Va premesso che il ricorso in cassazione è stato proposto contro un’ordinanza della Corte di Appello di Venezia del 10 giugno 2016, emessa a seguito di ricorso ex artt. 702 bis c.p.c., che disciplina il procedimento sommario di cognizione, e 30 d.lgs. n. 150/2011, che estende il rito sommario anche al procedimento di delibazione  delle sentenze e dei provvedimenti stranieri di volontaria giurisdizione nei casi in cui esso è necessario ai sensi dell’art. 67 l. n. 218/1995 (e cioè nei casi di contestazione o mancata ottemperanza o nei casi in cui il provvedimento necessiti di attuazione od esecuzione forzata).


Ciò premesso, la Corte di Cassazione ha applicato la norma sul riconoscimento contenuta nell’art. 64 l. n. 218/1995, trascurando completamente che il riconoscimento di una decisione di divorzio emessa da uno Stato dell’Unione europea, tranne la Danimarca, deve essere effettuata ai sensi delle norme sul riconoscimento previste dal Reg. n. 2201/2003 (c.d. Bruxelles II bis).

Tale Regolamento stabilisce che le decisioni siano automaticamente riconosciute (art. 21.1) e prevede un procedimento giudiziale a disposizione di “ogni parte interessata” a proporre un’istanza per far dichiarare che una decisione deve essere o non può essere riconosciuta, in relazione all’assenza, ovvero alla presenza, dei motivi ostativi previsti dall’art. 22.
A differenza di quanto avvenuto nel caso deciso dalla sentenza in commento, il procedimento, disciplinato dagli artt. 28 ss. del Reg. Bruxelles II bis, prevede una prima fase senza contraddittorio, che in Italia è di competenza della Corte di appello e che si conclude con una decisione sull’istanza di riconoscimento, contro la quale può essere proposta opposizione davanti ad un giudice, che in Italia è ancora la Corte di appello, che si conclude con una decisione impugnabile per cassazione.
Si tratta quindi di un procedimento completamente diverso da quello che si è svolto nel caso di specie, per il quale la Corte d'appello è stata adita nell’ambito di un procedimento che fin dall’inizio si è svolto in contraddittorio attraverso la procedura prevista dal d.lgs. n. 150/2011 per la delibazione dei provvedimenti stranieri di volontaria giurisdizione ai sensi dell’art. 67 della l. n. 218/1995 che, invece, nella fattispecie non veniva in considerazione, in quanto il riconoscimento era disciplinato dal Reg. Bruxelles II bis.
E’ altresì sorprendente osservare che, in un altro capo della sentenza in commento, la Corte di Cassazione ha rigettato il ricorso contro il capo della sentenza della Corte di Appello che pronunciava l’obbligo di mantenimento per i figli ai sensi dell’art. 64 l. n. 218/1995,

anche in questo caso trascurando che il riconoscimento di una decisione in materia di obbligazioni alimentari nella famiglia adottata dal giudice di uno Stato dell’Unione europea viene effettuato non ai sensi della l. 218/1995, bensì del Reg. 4/2009.

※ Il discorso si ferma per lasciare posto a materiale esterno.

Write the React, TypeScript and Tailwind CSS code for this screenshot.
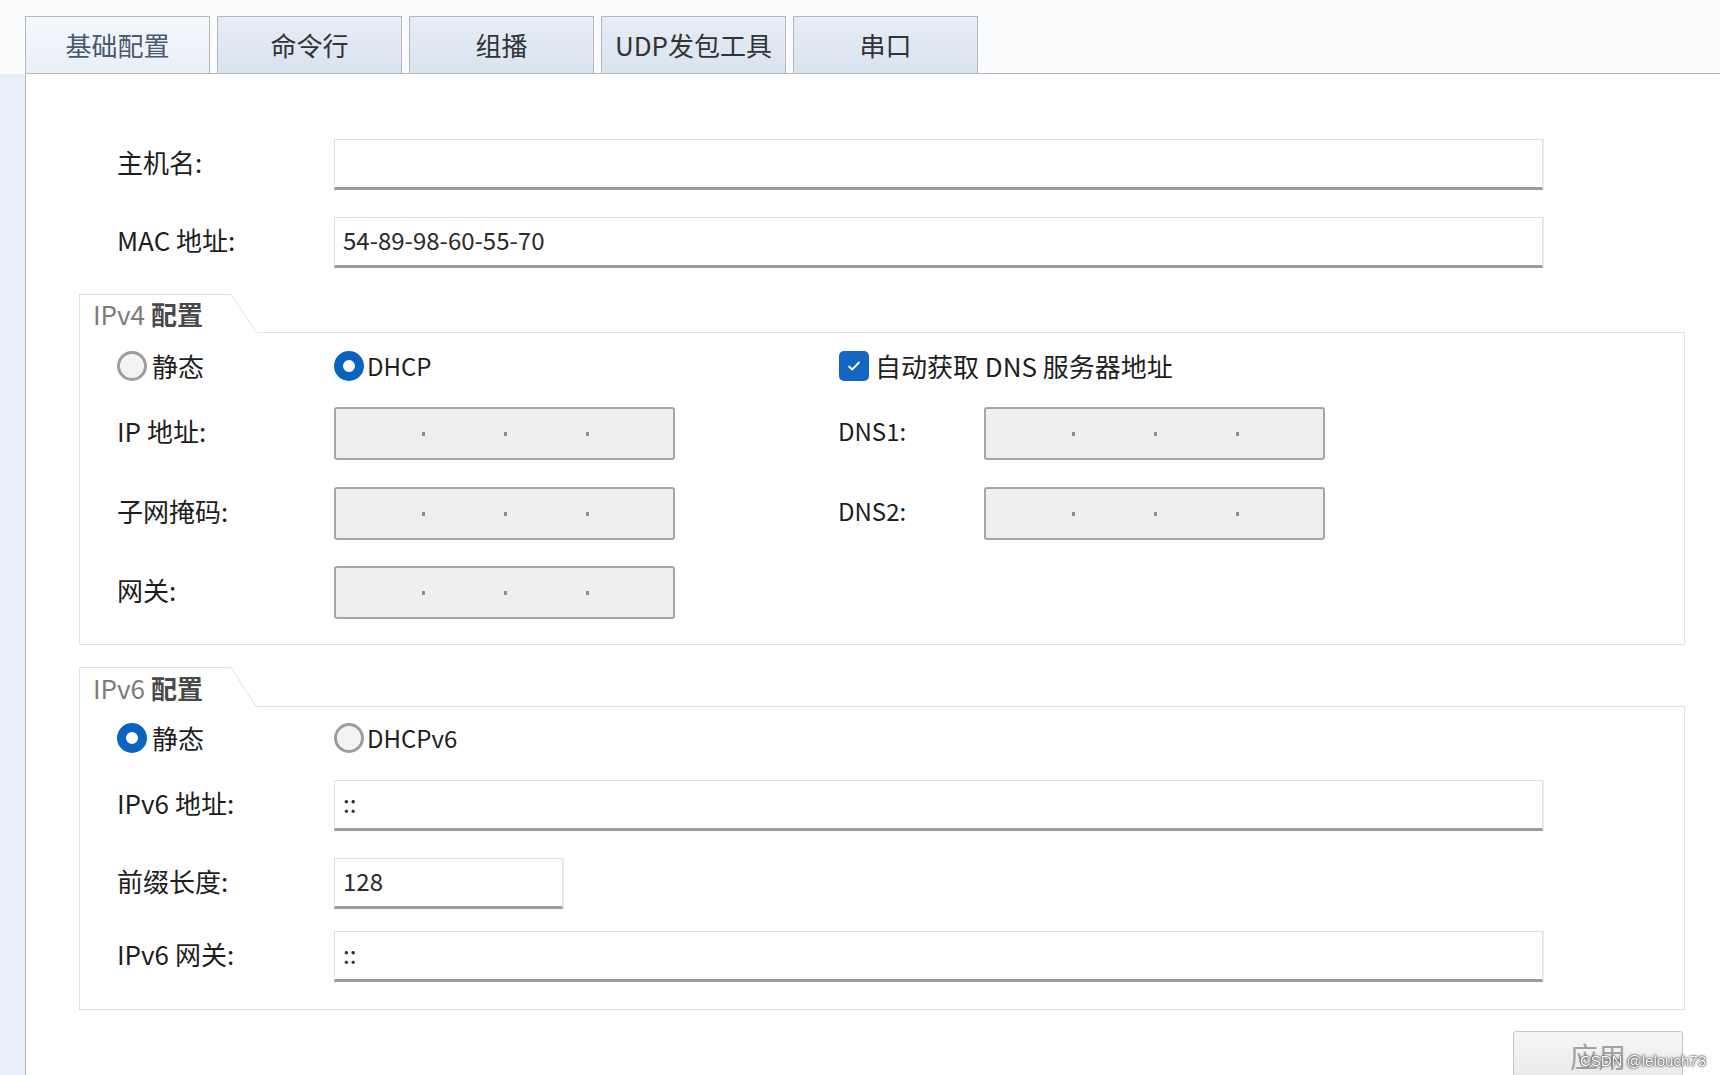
import React from 'react'

const TABS = ['基础配置', '命令行', '组播', 'UDP发包工具', '串口']

function TextBox({ value = '', width = 'w-[1209px]' }: { value?: string; width?: string }) {
  return (
    <div
      className={`${width} h-[51px] bg-white border border-[#e0e0e0] border-b-[3px] border-b-[#9c9c9c] shadow-[1px_0_1px_#ececec] flex items-center pl-[8px] text-[24px] text-[#2a2a2a]`}
    >
      <span className="-translate-y-[2px]">{value}</span>
    </div>
  )
}

function IpBox() {
  return (
    <div className="w-[341px] h-[53px] bg-[#efefef] border-2 border-[#a6a6a6] rounded-[3px] flex items-center pl-[86px] gap-[79px]">
      <span className="w-[3px] h-[4px] bg-[#8a8aa0]" />
      <span className="w-[3px] h-[4px] bg-[#8a8aa0]" />
      <span className="w-[3px] h-[4px] bg-[#8a8aa0]" />
    </div>
  )
}

function Radio({ checked }: { checked?: boolean }) {
  return checked ? (
    <span className="w-[30px] h-[30px] rounded-full border-[9px] border-[#0b63c0] bg-white shrink-0" />
  ) : (
    <span className="w-[30px] h-[30px] rounded-full border-[3px] border-[#9d9d9d] bg-[#f3f3f3] shrink-0" />
  )
}

function Checkbox() {
  return (
    <span className="w-[30px] h-[30px] rounded-[5px] bg-[#1466c3] flex items-center justify-center shrink-0">
      <svg width="16" height="16" viewBox="0 0 16 16" fill="none">
        <path d="M3 8.5l3.2 3L13 4.5" stroke="white" strokeWidth="1.8" strokeLinecap="round" strokeLinejoin="round" />
      </svg>
    </span>
  )
}

function Row({ label, children, className = '' }: { label: string; children: React.ReactNode; className?: string }) {
  return (
    <div className={`flex items-center ${className}`}>
      <div className="w-[217px] shrink-0 text-[26px] text-[#1e1e1e] leading-none -translate-y-[3px]">{label}</div>
      {children}
    </div>
  )
}

function Group({ title, height, children }: { title: string; height: string; children: React.ReactNode }) {
  return (
    <div className="w-[1606px]">
      {/* legend tab */}
      <div className={`flex items-end ${height}`}>
        <div className="w-[152px] h-full border-l border-t border-[#e2e2e2] flex items-center pl-[13px] text-[26px] leading-none">
          <span className="text-[#7c7c7c]">{title}</span>
          <span className="ml-[6px] font-bold text-[#4a4a4a]">配置</span>
        </div>
        <svg width="26" height="100%" viewBox="0 0 26 40" preserveAspectRatio="none" className="h-full shrink-0">
          <path d="M0 0.5 L25.5 39.5" stroke="#e2e2e2" strokeWidth="1" fill="none" />
        </svg>
        <div className="flex-1 border-b border-[#e2e2e2]" />
      </div>
      <div className="border-l border-r border-b border-[#e2e2e2] pl-[37px]">{children}</div>
    </div>
  )
}

export default function App() {
  return (
    <div className="w-[1720px] h-[1075px] overflow-hidden bg-white flex flex-col relative font-['Noto_Sans_CJK_SC','Noto_Sans',sans-serif]">
      {/* Tabs */}
      <div className="h-[74px] flex shrink-0 bg-[#fbfcfe]">
        <div className="w-[25px] shrink-0" />
        <div className="flex-1 flex items-end gap-[7px] border-b border-[#b4b9bf]">
          {TABS.map((t, i) => (
            <div
              key={t}
              className={`w-[185px] h-[57px] flex items-center justify-center border border-b-0 border-[#b4b9bf] text-[26px] leading-none ${
                i === 0
                  ? 'bg-gradient-to-b from-[#f5f8fc] to-[#e9eff8] text-[#4a5a6c]'
                  : 'bg-gradient-to-b from-[#e6edf6] to-[#d9e3ef] text-[#333]'
              }`}
            >
              {t}
            </div>
          ))}
        </div>
      </div>

      {/* Body */}
      <div className="flex-1 flex">
        <div className="w-[26px] shrink-0 bg-[#e8eff9] border-r border-[#b4b9bf]" />
        <div className="flex-1 bg-white">
          <div className="pl-[91px]">
            <Row label="主机名:" className="mt-[65px]">
              <TextBox />
            </Row>
            <Row label="MAC 地址:" className="mt-[27px]">
              <TextBox value="54-89-98-60-55-70" />
            </Row>
          </div>

          <div className="pl-[53px] mt-[26px]">
            <Group title="IPv4" height="h-[39px]">
              <div className="pt-[17px] h-[49px] flex items-center">
                <div className="w-[217px] flex items-center gap-[5px]">
                  <Radio />
                  <span className="text-[26px] text-[#1e1e1e] leading-none">静态</span>
                </div>
                <div className="w-[505px] flex items-center gap-[3px]">
                  <Radio checked />
                  <span className="text-[24px] text-[#1e1e1e] leading-none">DHCP</span>
                </div>
                <div className="flex items-center gap-[6px]">
                  <Checkbox />
                  <span className="text-[26px] text-[#1e1e1e] leading-none">自动获取 DNS 服务器地址</span>
                </div>
              </div>
              <Row label="IP 地址:" className="mt-[25px]">
                <IpBox />
                <div className="ml-[163px] w-[146px] text-[24px] text-[#1e1e1e] leading-none -translate-y-[3px]">DNS1:</div>
                <IpBox />
              </Row>
              <Row label="子网掩码:" className="mt-[27px]">
                <IpBox />
                <div className="ml-[163px] w-[146px] text-[24px] text-[#1e1e1e] leading-none -translate-y-[3px]">DNS2:</div>
                <IpBox />
              </Row>
              <Row label="网关:" className="mt-[26px] mb-[25px]">
                <IpBox />
              </Row>
            </Group>
          </div>

          <div className="pl-[53px] mt-[22px]">
            <Group title="IPv6" height="h-[40px]">
              <div className="pt-[15px] h-[47px] flex items-center">
                <div className="w-[217px] flex items-center gap-[5px]">
                  <Radio checked />
                  <span className="text-[26px] text-[#1e1e1e] leading-none">静态</span>
                </div>
                <div className="flex items-center gap-[3px]">
                  <Radio />
                  <span className="text-[24px] text-[#1e1e1e] leading-none">DHCPv6</span>
                </div>
              </div>
              <Row label="IPv6 地址:" className="mt-[26px]">
                <TextBox value="::" />
              </Row>
              <Row label="前缀长度:" className="mt-[27px]">
                <TextBox value="128" width="w-[229px]" />
              </Row>
              <Row label="IPv6 网关:" className="mt-[22px] mb-[27px]">
                <TextBox value="::" />
              </Row>
            </Group>
          </div>

          <div className="flex justify-end pr-[37px] mt-[21px]">
            <div className="w-[170px] h-[60px] rounded-[3px] border border-[#c6c6c6] bg-gradient-to-b from-[#f7f7f7] to-[#e6e6e6] flex justify-center pt-[10px] text-[28px] leading-none text-[#a2a2a2]">
              应用
            </div>
          </div>
        </div>
      </div>

      <div className="absolute right-[14px] bottom-[7px] text-[15px] leading-none text-white font-['Liberation_Sans',sans-serif] [text-shadow:0_0_1px_#333,0_0_2px_#555,0_0_3px_#777]">
        CSDN @lelouch73
      </div>
    </div>
  )
}
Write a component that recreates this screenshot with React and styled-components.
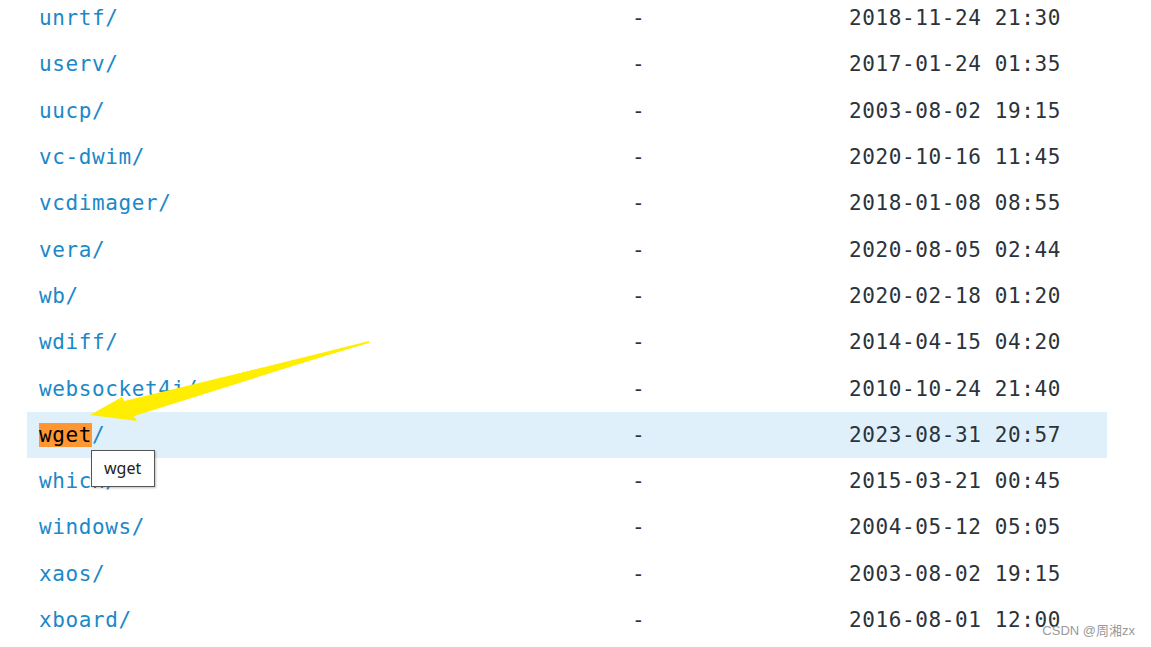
import React from "react";
import styled, { createGlobalStyle } from "styled-components";

const GlobalStyle = createGlobalStyle`
  html, body {
    margin: 0;
    padding: 0;
    background: #fff;
    overflow: hidden;
  }
`;

const Page = styled.div`
  position: relative;
  width: 1151px;
  height: 647px;
  overflow: hidden;
  background: #fff;
`;

const Listing = styled.div`
  margin: -5px 0 0 27px;
  width: 1080px;
  display: flex;
  flex-direction: column;
`;

const Row = styled.div`
  display: grid;
  grid-template-columns: 593px 217px 1fr;
  align-items: center;
  height: 46.3px;
  padding-left: 12px;
  background: ${({ $active }) => ($active ? "#dff0fa" : "transparent")};
  font-family: "DejaVu Sans Mono", "Liberation Mono", monospace;
  font-size: 21px;
  letter-spacing: 0.6px;
  color: #2b333b;
`;

const NameLink = styled.a`
  position: relative;
  color: #1b88c9;
  text-decoration: none;
`;

const Found = styled.mark`
  background: #ff9632;
  color: #000;
`;

const Tooltip = styled.span`
  position: absolute;
  left: 52px;
  top: 27px;
  padding: 7px 13px 8px 12px;
  background: #fff;
  border: 1px solid #555;
  box-shadow: 1px 1px 2px rgba(0, 0, 0, 0.25);
  font-family: "Noto Sans", "Liberation Sans", sans-serif;
  font-size: 16px;
  line-height: 20px;
  letter-spacing: 0;
  color: #222;
  z-index: 2;
`;

const Arrow = styled.svg`
  position: absolute;
  left: 0;
  top: 0;
  pointer-events: none;
  z-index: 3;
`;

const Watermark = styled.div`
  position: absolute;
  right: 16px;
  bottom: 8px;
  font-family: "Liberation Sans", "Noto Sans CJK SC", sans-serif;
  font-size: 13px;
  color: #9a9a9a;
`;

const entries = [
  ["unrtf/", "2018-11-24 21:30"],
  ["userv/", "2017-01-24 01:35"],
  ["uucp/", "2003-08-02 19:15"],
  ["vc-dwim/", "2020-10-16 11:45"],
  ["vcdimager/", "2018-01-08 08:55"],
  ["vera/", "2020-08-05 02:44"],
  ["wb/", "2020-02-18 01:20"],
  ["wdiff/", "2014-04-15 04:20"],
  ["websocket4j/", "2010-10-24 21:40"],
  ["wget/", "2023-08-31 20:57"],
  ["which/", "2015-03-21 00:45"],
  ["windows/", "2004-05-12 05:05"],
  ["xaos/", "2003-08-02 19:15"],
  ["xboard/", "2016-08-01 12:00"],
];

export default function App() {
  return (
    <Page>
      <GlobalStyle />
      <Listing>
        {entries.map(([name, date]) => {
          const active = name === "wget/";
          return (
            <Row key={name} $active={active}>
              <span>
                <NameLink href="#">
                  {active ? (
                    <>
                      <Found>wget</Found>/<Tooltip>wget</Tooltip>
                    </>
                  ) : (
                    name
                  )}
                </NameLink>
              </span>
              <span>-</span>
              <span>{date}</span>
            </Row>
          );
        })}
      </Listing>
      <Arrow width="1151" height="647" viewBox="0 0 1151 647">
        <polygon points="369,341 121,403 126,414 369,343" fill="#ffee00" />
        <polygon points="90,415 122,397 137,421" fill="#ffee00" />
        <polygon points="120,402 128,418 369,342" fill="#ffee00" />
      </Arrow>
      <Watermark>CSDN @周湘zx</Watermark>
    </Page>
  );
}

Tale disposizione, invece, prevede che le decisioni emesse dai Paesi che come la Romania aderiscono al Protocollo dell’Aja circolino liberamente ed estendano automaticamente la loro efficacia – anche esecutiva – negli altri Stati membri, senza possibilità di opporsi al riconoscimento e all’esecuzione (e quindi senza necessità di una dichiarazione che ne attesti l’esecutività) (art. 17), e con limitate possibilità di ottenere il riesame della decisione nello Stato membro di origine (art. 19) e la sospensione o il diniego dell’esecuzione (art. 21).
Per il riconoscimento del capo di sentenza rumena relativo all’obbligo alimentare nei confronti dei figli non era quindi nemmeno necessaria la procedura di delibazione.